_Problem:_ Beginning with the opening line of the entries, return every line through the one containing "const rowCount = 33;", both included, and nothing else. Omit pictures.

[Collected data]
=======

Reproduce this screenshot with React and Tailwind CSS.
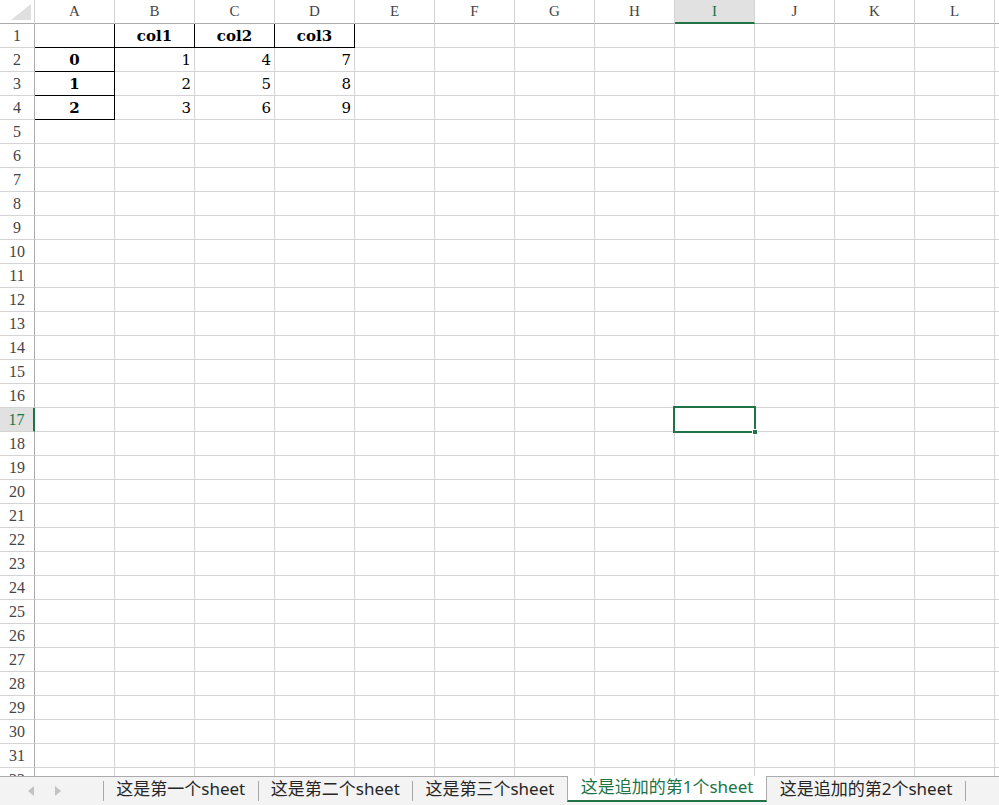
import React from 'react';

const cols = ['A', 'B', 'C', 'D', 'E', 'F', 'G', 'H', 'I', 'J', 'K', 'L', ''];
const rowCount = 33;

const data = {
  1: ['', 'col1', 'col2', 'col3'],
  2: ['0', '1', '4', '7'],
  3: ['1', '2', '5', '8'],
  4: ['2', '3', '6', '9'],
};

const serif = { fontFamily: '"Liberation Serif", "DejaVu Serif", serif' };
const cellFont = { fontFamily: '"DejaVu Serif", "Liberation Serif", serif' };

function isBlack(row, col) {
  if (row === 1 && col <= 3) return true;
  if (row >= 2 && row <= 4 && col === 0) return true;
  return false;
}

function DataCell({ row, col }) {
  const value = data[row] ? data[row][col] : undefined;
  const bold = row === 1 || col === 0;
  const selected = row === 17 && col === 8;
  return (
    <div
      className={`relative w-[80px] h-[24px] shrink-0 border-r border-b flex items-center pt-[2px] text-[15px] text-black ${
        isBlack(row, col) ? 'border-black' : 'border-[#d4d4d4]'
      } ${bold ? 'justify-center font-bold' : 'justify-end pr-[3px]'}`}
      style={cellFont}
    >
      {value}
      {selected && (
        <>
          <div className="absolute -left-[2px] -top-[2px] w-[83px] h-[27px] border-2 border-[#217346] z-10" />
          <div className="absolute left-[77px] top-[21px] w-[6px] h-[6px] bg-[#217346] border border-white z-20" />
        </>
      )}
    </div>
  );
}

function TabSep() {
  return <div className="w-px h-[20px] mt-[4px] bg-[#a8a8a8] shrink-0" />;
}

function Tab({ label, active }) {
  if (active) {
    return (
      <div className="-mt-px h-[26px] px-[13px] pb-[2px] bg-white border-l border-r border-[#ababab] border-b-2 border-b-[#217346] flex items-center text-[17px] text-[#217346] shrink-0 whitespace-nowrap">
        {label}
      </div>
    );
  }
  return (
    <div className="h-[23px] px-[12.3px] flex items-center text-[17px] text-[#262626] shrink-0 whitespace-nowrap">
      {label}
    </div>
  );
}

export default function App() {
  const rows = Array.from({ length: rowCount }, (_, i) => i + 1);

  return (
    <div className="w-[999px] h-[805px] flex flex-col overflow-hidden bg-white">
      <div className="h-[776px] overflow-hidden shrink-0" style={serif}>
        {/* column headers */}
        <div className="flex h-[24px]">
          <div className="w-[35px] h-[24px] shrink-0 border-r border-b border-r-[#d4d4d4] border-b-[#ababab] flex items-end justify-end p-[3px]">
            <svg width="20" height="16" viewBox="0 0 20 16">
              <polygon points="0,16 20,16 20,0" fill="#dfdfdf" />
            </svg>
          </div>
          {cols.map((c, i) =>
            i === 8 ? (
              <div
                key={i}
                className="w-[80px] h-[24px] shrink-0 border-r border-r-[#d4d4d4] border-b-2 border-b-[#217346] bg-[#e1e1e1] flex items-center justify-center text-[15px] text-[#217346]"
              >
                {c}
              </div>
            ) : (
              <div
                key={i}
                className="w-[80px] h-[24px] shrink-0 border-r border-b border-r-[#d4d4d4] border-b-[#ababab] flex items-center justify-center text-[15px] text-[#444]"
              >
                {c}
              </div>
            )
          )}
        </div>

        {rows.map((r) => (
          <div key={r} className="flex h-[24px]">
            {r === 17 ? (
              <div className="w-[35px] h-[24px] shrink-0 border-r-2 border-b border-r-[#217346] border-b-[#d4d4d4] bg-[#e1e1e1] flex items-center justify-center pt-[1px] text-[16px] text-[#217346]">
                {r}
              </div>
            ) : (
              <div className="w-[35px] h-[24px] shrink-0 border-r border-b border-r-[#ababab] border-b-[#d4d4d4] flex items-center justify-center pt-[1px] text-[16px] text-[#444]">
                {r}
              </div>
            )}
            {cols.map((c, i) => (
              <DataCell key={i} row={r} col={i} />
            ))}
          </div>
        ))}
      </div>

      <div
        className="h-[29px] shrink-0 border-t border-[#ababab] bg-[#f3f3f3] flex items-start"
        style={{ fontFamily: '"Noto Sans", "Noto Sans CJK SC", sans-serif' }}
      >
        <div className="w-[103px] h-[28px] shrink-0 flex items-center">
          <svg width="6" height="10" viewBox="0 0 6 10" className="ml-[28px]">
            <polygon points="6,0 6,10 0,5" fill="#c2c2c2" />
          </svg>
          <svg width="6" height="10" viewBox="0 0 6 10" className="ml-[21px]">
            <polygon points="0,0 0,10 6,5" fill="#c2c2c2" />
          </svg>
        </div>
        <TabSep />
        <Tab label="这是第一个sheet" />
        <TabSep />
        <Tab label="这是第二个sheet" />
        <TabSep />
        <Tab label="这是第三个sheet" />
        <Tab label="这是追加的第1个sheet" active />
        <Tab label="这是追加的第2个sheet" />
        <TabSep />
      </div>
    </div>
  );
}
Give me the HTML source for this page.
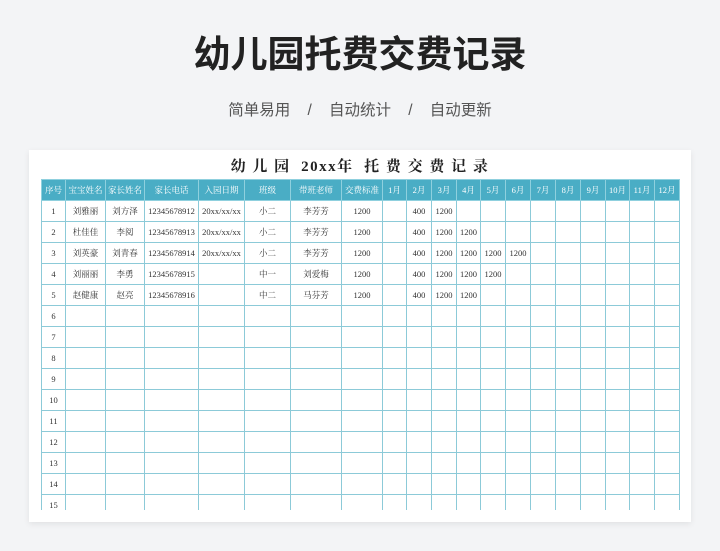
<!DOCTYPE html>
<html><head><meta charset="utf-8"><style>
*{margin:0;padding:0;box-sizing:border-box}
body{width:720px;height:551px;background:#f3f4f6;position:relative;overflow:hidden;font-family:"Liberation Sans","Noto Sans CJK SC",sans-serif}
.t1{position:absolute;top:30px;left:0;width:720px;text-align:center;font-size:37px;font-weight:bold;color:#222;line-height:50px}
.t2{position:absolute;top:100px;left:0;width:720px;text-align:center;font-size:15.5px;color:#555;line-height:22px;white-space:pre}
.card{position:absolute;left:29px;top:150px;width:662px;height:372px;background:#fff;box-shadow:0 2px 6px rgba(0,0,0,.08)}
.ct{position:absolute;top:157px;left:29px;width:662px;text-align:center;font-family:"Liberation Serif","Noto Serif CJK SC",serif;font-weight:bold;font-size:15px;color:#222;line-height:20px;white-space:pre;letter-spacing:1.5px}
.wrap{position:absolute;left:41px;top:179px;width:639px;height:331px;overflow:hidden}
table{border-collapse:collapse;table-layout:fixed;font-family:"Liberation Serif","Noto Serif CJK SC",serif;font-size:8.5px;color:#333}
td,th{height:21px;border:1px solid #8ccad8;text-align:center;white-space:nowrap;overflow:hidden;padding:0}
th{background:#4aadc5;color:#fff;font-weight:normal;border-color:#8fd0de}
</style></head><body>
<div class="t1">幼儿园托费交费记录</div>
<div class="t2">简单易用    /    自动统计    /    自动更新</div>
<div class="card"></div>
<div class="ct">幼 儿 园  20xx年  托 费 交 费 记 录</div>
<div class="wrap"><table>
<colgroup><col style="width:24px"><col style="width:40px"><col style="width:39px"><col style="width:54px"><col style="width:46px"><col style="width:46px"><col style="width:51px"><col style="width:41px"><col style="width:24px"><col style="width:25px"><col style="width:25px"><col style="width:24px"><col style="width:25px"><col style="width:25px"><col style="width:25px"><col style="width:25px"><col style="width:25px"><col style="width:24px"><col style="width:25px"><col style="width:25px"></colgroup>
<tr><th>序号</th><th>宝宝姓名</th><th>家长姓名</th><th>家长电话</th><th>入园日期</th><th>班级</th><th>带班老师</th><th>交费标准</th><th>1月</th><th>2月</th><th>3月</th><th>4月</th><th>5月</th><th>6月</th><th>7月</th><th>8月</th><th>9月</th><th>10月</th><th>11月</th><th>12月</th></tr>
<tr><td>1</td><td>刘雅丽</td><td>刘方泽</td><td>12345678912</td><td>20xx/xx/xx</td><td>小二</td><td>李芳芳</td><td>1200</td><td></td><td>400</td><td>1200</td><td></td><td></td><td></td><td></td><td></td><td></td><td></td><td></td><td></td></tr>
<tr><td>2</td><td>杜佳佳</td><td>李阅</td><td>12345678913</td><td>20xx/xx/xx</td><td>小二</td><td>李芳芳</td><td>1200</td><td></td><td>400</td><td>1200</td><td>1200</td><td></td><td></td><td></td><td></td><td></td><td></td><td></td><td></td></tr>
<tr><td>3</td><td>刘英豪</td><td>刘青春</td><td>12345678914</td><td>20xx/xx/xx</td><td>小二</td><td>李芳芳</td><td>1200</td><td></td><td>400</td><td>1200</td><td>1200</td><td>1200</td><td>1200</td><td></td><td></td><td></td><td></td><td></td><td></td></tr>
<tr><td>4</td><td>刘丽丽</td><td>李勇</td><td>12345678915</td><td></td><td>中一</td><td>刘爱梅</td><td>1200</td><td></td><td>400</td><td>1200</td><td>1200</td><td>1200</td><td></td><td></td><td></td><td></td><td></td><td></td><td></td></tr>
<tr><td>5</td><td>赵健康</td><td>赵亮</td><td>12345678916</td><td></td><td>中二</td><td>马芬芳</td><td>1200</td><td></td><td>400</td><td>1200</td><td>1200</td><td></td><td></td><td></td><td></td><td></td><td></td><td></td><td></td></tr>
<tr><td>6</td><td></td><td></td><td></td><td></td><td></td><td></td><td></td><td></td><td></td><td></td><td></td><td></td><td></td><td></td><td></td><td></td><td></td><td></td><td></td></tr>
<tr><td>7</td><td></td><td></td><td></td><td></td><td></td><td></td><td></td><td></td><td></td><td></td><td></td><td></td><td></td><td></td><td></td><td></td><td></td><td></td><td></td></tr>
<tr><td>8</td><td></td><td></td><td></td><td></td><td></td><td></td><td></td><td></td><td></td><td></td><td></td><td></td><td></td><td></td><td></td><td></td><td></td><td></td><td></td></tr>
<tr><td>9</td><td></td><td></td><td></td><td></td><td></td><td></td><td></td><td></td><td></td><td></td><td></td><td></td><td></td><td></td><td></td><td></td><td></td><td></td><td></td></tr>
<tr><td>10</td><td></td><td></td><td></td><td></td><td></td><td></td><td></td><td></td><td></td><td></td><td></td><td></td><td></td><td></td><td></td><td></td><td></td><td></td><td></td></tr>
<tr><td>11</td><td></td><td></td><td></td><td></td><td></td><td></td><td></td><td></td><td></td><td></td><td></td><td></td><td></td><td></td><td></td><td></td><td></td><td></td><td></td></tr>
<tr><td>12</td><td></td><td></td><td></td><td></td><td></td><td></td><td></td><td></td><td></td><td></td><td></td><td></td><td></td><td></td><td></td><td></td><td></td><td></td><td></td></tr>
<tr><td>13</td><td></td><td></td><td></td><td></td><td></td><td></td><td></td><td></td><td></td><td></td><td></td><td></td><td></td><td></td><td></td><td></td><td></td><td></td><td></td></tr>
<tr><td>14</td><td></td><td></td><td></td><td></td><td></td><td></td><td></td><td></td><td></td><td></td><td></td><td></td><td></td><td></td><td></td><td></td><td></td><td></td><td></td></tr>
<tr><td>15</td><td></td><td></td><td></td><td></td><td></td><td></td><td></td><td></td><td></td><td></td><td></td><td></td><td></td><td></td><td></td><td></td><td></td><td></td><td></td></tr>
</table></div>
</body></html>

=======

_Result:_
Reproduce this screenshot with React and Tailwind CSS.
import React from 'react';

const cols = ['A', 'B', 'C', 'D', 'E', 'F', 'G', 'H', 'I', 'J', 'K', 'L', ''];
const rowCount = 33;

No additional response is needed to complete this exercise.